--- begin EXCERPTED DATA ---

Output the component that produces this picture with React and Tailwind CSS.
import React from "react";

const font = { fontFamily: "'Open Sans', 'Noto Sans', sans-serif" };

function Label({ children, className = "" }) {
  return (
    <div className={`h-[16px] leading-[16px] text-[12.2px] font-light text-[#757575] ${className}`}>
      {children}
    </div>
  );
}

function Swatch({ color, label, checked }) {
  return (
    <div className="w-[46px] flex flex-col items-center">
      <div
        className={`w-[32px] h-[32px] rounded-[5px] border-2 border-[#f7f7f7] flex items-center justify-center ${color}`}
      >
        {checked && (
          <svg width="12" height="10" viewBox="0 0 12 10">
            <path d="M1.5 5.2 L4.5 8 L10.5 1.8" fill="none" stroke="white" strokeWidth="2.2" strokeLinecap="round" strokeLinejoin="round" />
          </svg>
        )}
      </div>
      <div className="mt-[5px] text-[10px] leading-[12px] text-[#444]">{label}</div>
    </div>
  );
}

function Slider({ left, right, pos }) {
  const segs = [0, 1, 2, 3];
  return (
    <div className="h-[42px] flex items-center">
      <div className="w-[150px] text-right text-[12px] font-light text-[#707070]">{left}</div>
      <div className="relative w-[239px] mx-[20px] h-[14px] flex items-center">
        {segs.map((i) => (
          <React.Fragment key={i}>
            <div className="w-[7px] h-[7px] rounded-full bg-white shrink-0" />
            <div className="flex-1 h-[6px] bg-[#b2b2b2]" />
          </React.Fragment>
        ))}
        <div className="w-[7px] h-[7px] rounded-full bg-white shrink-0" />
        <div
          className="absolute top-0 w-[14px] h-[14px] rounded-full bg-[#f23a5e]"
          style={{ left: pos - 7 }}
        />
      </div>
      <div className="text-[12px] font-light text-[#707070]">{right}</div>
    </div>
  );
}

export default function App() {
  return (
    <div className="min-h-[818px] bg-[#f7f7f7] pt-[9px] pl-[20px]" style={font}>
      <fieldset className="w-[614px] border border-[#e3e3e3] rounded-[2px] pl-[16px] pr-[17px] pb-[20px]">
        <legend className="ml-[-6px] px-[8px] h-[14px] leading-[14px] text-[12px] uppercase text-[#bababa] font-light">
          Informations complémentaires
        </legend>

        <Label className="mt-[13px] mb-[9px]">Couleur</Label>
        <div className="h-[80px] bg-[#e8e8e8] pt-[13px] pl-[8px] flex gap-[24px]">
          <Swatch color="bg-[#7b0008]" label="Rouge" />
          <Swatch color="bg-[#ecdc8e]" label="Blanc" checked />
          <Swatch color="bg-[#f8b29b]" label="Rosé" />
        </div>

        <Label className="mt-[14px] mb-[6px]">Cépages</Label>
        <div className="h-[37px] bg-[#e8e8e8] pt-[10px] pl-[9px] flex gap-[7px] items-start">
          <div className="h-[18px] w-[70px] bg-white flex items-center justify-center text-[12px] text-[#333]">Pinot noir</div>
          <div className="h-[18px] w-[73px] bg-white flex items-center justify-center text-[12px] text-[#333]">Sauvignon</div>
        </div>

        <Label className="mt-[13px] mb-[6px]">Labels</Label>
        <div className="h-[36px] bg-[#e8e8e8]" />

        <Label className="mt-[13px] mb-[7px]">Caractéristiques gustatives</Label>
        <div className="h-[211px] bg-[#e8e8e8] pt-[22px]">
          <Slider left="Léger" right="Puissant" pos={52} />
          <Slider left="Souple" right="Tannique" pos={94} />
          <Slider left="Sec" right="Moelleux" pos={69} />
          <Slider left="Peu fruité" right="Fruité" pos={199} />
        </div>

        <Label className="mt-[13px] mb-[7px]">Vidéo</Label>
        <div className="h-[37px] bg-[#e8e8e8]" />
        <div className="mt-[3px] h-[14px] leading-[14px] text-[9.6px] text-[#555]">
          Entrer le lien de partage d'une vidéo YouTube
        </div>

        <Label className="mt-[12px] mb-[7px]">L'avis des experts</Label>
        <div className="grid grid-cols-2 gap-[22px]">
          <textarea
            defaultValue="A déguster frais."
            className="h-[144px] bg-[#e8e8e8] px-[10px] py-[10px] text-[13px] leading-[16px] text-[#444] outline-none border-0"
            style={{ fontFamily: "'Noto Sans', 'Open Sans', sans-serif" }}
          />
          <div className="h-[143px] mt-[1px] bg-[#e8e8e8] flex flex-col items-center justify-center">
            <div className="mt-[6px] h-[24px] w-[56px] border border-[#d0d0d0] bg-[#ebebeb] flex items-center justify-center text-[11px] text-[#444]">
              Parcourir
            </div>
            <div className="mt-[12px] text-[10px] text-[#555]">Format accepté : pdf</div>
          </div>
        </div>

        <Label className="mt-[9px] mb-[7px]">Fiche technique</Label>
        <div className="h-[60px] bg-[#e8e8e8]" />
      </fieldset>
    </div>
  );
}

--- end EXCERPTED DATA ---
--- begin EXCERPTED DATA ---

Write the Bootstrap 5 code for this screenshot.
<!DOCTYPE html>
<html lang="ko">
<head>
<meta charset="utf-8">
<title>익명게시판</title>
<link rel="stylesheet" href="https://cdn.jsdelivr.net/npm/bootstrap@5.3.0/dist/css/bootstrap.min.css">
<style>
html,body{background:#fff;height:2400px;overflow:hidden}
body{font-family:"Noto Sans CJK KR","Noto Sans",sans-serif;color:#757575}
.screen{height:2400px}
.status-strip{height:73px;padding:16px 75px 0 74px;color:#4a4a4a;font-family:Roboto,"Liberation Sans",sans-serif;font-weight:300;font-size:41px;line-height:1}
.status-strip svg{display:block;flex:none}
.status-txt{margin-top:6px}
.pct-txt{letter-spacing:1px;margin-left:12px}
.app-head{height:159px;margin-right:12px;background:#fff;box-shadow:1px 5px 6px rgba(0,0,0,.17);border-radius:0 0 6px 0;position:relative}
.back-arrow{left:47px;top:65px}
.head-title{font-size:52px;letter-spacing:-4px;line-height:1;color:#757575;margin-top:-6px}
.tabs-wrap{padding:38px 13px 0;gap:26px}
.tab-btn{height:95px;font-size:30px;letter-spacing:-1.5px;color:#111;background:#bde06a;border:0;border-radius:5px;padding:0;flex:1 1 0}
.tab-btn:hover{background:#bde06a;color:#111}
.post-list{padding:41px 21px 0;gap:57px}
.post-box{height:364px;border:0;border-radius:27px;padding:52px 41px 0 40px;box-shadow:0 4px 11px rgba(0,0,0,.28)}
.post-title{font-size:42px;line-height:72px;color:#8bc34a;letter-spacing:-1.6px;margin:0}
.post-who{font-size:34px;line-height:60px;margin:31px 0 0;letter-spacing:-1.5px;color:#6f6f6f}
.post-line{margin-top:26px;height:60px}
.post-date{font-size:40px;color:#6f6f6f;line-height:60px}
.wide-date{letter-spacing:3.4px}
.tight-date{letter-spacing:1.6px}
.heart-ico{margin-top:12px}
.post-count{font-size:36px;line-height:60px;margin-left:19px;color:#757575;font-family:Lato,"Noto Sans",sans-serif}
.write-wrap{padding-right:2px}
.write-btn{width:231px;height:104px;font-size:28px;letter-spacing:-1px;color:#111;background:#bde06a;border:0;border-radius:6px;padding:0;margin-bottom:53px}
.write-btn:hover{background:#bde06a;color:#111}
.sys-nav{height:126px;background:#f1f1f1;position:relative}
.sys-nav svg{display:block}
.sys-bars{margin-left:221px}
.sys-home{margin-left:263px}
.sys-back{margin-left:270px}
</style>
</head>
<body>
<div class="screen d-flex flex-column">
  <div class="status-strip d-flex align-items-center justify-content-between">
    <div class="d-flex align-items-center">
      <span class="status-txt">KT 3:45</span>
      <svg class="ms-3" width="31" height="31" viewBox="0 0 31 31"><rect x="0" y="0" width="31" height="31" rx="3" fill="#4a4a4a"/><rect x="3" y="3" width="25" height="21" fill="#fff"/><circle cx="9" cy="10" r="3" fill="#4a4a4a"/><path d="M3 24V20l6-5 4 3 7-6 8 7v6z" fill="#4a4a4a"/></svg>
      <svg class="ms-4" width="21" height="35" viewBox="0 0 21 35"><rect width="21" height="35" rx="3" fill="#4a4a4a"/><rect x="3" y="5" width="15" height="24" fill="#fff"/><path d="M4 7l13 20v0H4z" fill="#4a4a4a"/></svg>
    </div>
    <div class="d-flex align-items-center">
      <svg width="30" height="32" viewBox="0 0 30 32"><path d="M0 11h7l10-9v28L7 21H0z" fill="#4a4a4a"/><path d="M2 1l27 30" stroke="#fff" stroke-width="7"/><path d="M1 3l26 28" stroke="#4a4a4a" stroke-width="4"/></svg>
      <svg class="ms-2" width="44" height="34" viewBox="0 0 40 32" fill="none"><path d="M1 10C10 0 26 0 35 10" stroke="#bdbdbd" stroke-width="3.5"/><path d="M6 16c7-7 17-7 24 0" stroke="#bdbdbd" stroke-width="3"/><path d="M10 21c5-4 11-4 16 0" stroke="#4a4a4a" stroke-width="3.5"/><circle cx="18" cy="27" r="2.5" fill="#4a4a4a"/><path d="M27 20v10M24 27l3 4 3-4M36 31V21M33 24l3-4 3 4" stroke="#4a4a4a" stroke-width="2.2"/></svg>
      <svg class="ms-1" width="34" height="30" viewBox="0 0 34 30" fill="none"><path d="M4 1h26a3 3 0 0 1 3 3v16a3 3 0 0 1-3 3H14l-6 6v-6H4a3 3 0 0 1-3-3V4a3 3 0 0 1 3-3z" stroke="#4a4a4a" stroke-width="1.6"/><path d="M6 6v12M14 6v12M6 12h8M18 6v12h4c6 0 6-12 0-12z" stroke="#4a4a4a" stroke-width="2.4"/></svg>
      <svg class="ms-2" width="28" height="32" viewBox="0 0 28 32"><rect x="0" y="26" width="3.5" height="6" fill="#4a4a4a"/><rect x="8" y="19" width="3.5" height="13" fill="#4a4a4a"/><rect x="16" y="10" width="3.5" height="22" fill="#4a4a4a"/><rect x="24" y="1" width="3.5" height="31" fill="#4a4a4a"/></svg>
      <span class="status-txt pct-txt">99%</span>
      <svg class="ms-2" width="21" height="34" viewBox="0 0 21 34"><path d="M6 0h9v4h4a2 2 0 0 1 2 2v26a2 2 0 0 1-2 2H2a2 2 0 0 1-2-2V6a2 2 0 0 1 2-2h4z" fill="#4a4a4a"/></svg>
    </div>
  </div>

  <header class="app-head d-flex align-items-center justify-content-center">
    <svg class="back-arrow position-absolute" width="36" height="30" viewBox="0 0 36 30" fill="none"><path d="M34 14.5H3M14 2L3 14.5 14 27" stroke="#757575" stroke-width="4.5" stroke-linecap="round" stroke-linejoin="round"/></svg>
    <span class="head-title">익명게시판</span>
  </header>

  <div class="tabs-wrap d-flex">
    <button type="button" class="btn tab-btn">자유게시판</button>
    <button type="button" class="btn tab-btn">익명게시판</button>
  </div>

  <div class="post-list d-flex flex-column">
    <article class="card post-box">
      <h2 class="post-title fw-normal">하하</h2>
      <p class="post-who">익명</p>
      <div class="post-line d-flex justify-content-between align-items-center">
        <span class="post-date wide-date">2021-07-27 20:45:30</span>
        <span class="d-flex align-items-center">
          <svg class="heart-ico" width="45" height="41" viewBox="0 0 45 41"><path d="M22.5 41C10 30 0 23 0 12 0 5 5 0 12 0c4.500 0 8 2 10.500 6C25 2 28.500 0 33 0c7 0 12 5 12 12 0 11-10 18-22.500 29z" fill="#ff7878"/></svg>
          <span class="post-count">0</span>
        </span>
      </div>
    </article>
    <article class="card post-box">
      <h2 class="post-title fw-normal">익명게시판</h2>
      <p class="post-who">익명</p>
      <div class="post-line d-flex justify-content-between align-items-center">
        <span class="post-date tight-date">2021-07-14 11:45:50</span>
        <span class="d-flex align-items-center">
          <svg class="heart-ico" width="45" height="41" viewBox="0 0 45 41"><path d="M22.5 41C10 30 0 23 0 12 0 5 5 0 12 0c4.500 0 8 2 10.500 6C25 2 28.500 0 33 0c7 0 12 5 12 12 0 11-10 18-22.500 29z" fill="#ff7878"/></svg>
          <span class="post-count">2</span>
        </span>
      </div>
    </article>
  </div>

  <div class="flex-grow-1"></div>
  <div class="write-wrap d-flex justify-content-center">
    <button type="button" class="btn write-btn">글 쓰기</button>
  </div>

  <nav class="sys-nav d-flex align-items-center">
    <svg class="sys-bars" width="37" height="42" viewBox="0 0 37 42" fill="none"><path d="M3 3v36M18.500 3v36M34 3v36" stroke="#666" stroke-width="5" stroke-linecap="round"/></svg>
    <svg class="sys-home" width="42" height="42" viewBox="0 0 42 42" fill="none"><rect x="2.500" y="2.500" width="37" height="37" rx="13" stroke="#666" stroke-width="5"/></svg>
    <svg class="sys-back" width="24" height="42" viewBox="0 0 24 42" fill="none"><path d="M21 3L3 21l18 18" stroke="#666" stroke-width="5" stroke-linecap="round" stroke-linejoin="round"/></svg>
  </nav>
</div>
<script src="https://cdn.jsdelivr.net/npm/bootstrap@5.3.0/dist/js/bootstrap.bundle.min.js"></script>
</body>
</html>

--- end EXCERPTED DATA ---

TO DO |
Find how many lines hold the string "React", and state that number alone.

FULL RESPONSE |
4